Christopher White, national correspondent
Henri Nouwen is among my favorite writers on the spiritual life, so it was a particular delight to read Love, Henri — a collection of over 100 previously unpublished letters to close friends, admirers, and colleagues. Nouwen’s prolific writings have rightly landed him among the ranks of the Church’s most influential communicators, yet this new collection offers insight into Nouwen’s own suffering, and a necessary reminder that one’s own vulnerabilities can ultimately be the source of redemption. Also, Nouwen’s ability to maintain correspondence and friendship with a range of individuals across the political and religious spectrum offers a much needed example for our present times.
Terra Incognita by Sara Wheeler is an intimate account of the author’s seven months spent living in Antarctica. Last December I also had the chance to travel to the seventh continent (chronicled here for Crux), and upon return immersed myself in Antarctic literature. Wheeler’s book is by far the most engaging travelogue on the subject, and in many ways, is more of a meditation on beauty, adventure, friendship, and faith, that appeals not just to those with an interest in travel, but anyone with a hope of doing something daring.

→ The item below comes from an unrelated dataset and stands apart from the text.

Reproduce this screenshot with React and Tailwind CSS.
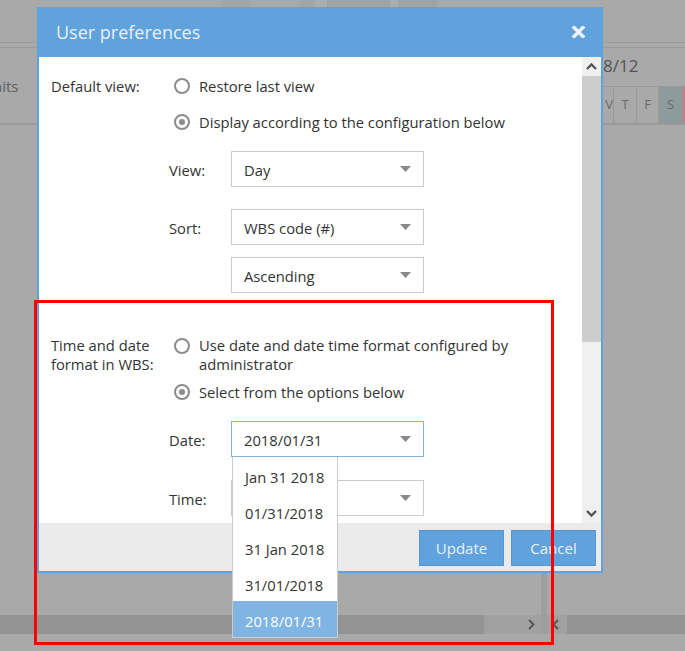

After seeing Raoul Peck’s masterful documentary, I am not your Negro, which is based on an unfinished manuscript by James Baldwin on the civil rights era (and should be required viewing for all Americans!), I spent much of the year reading works by Baldwin. If Beale Street Could Talk is a heartbreaking tale of family dysfunction, romance, and racial tensions that provides a realistic snapshot of a bleak, but all too familiar, period of American life.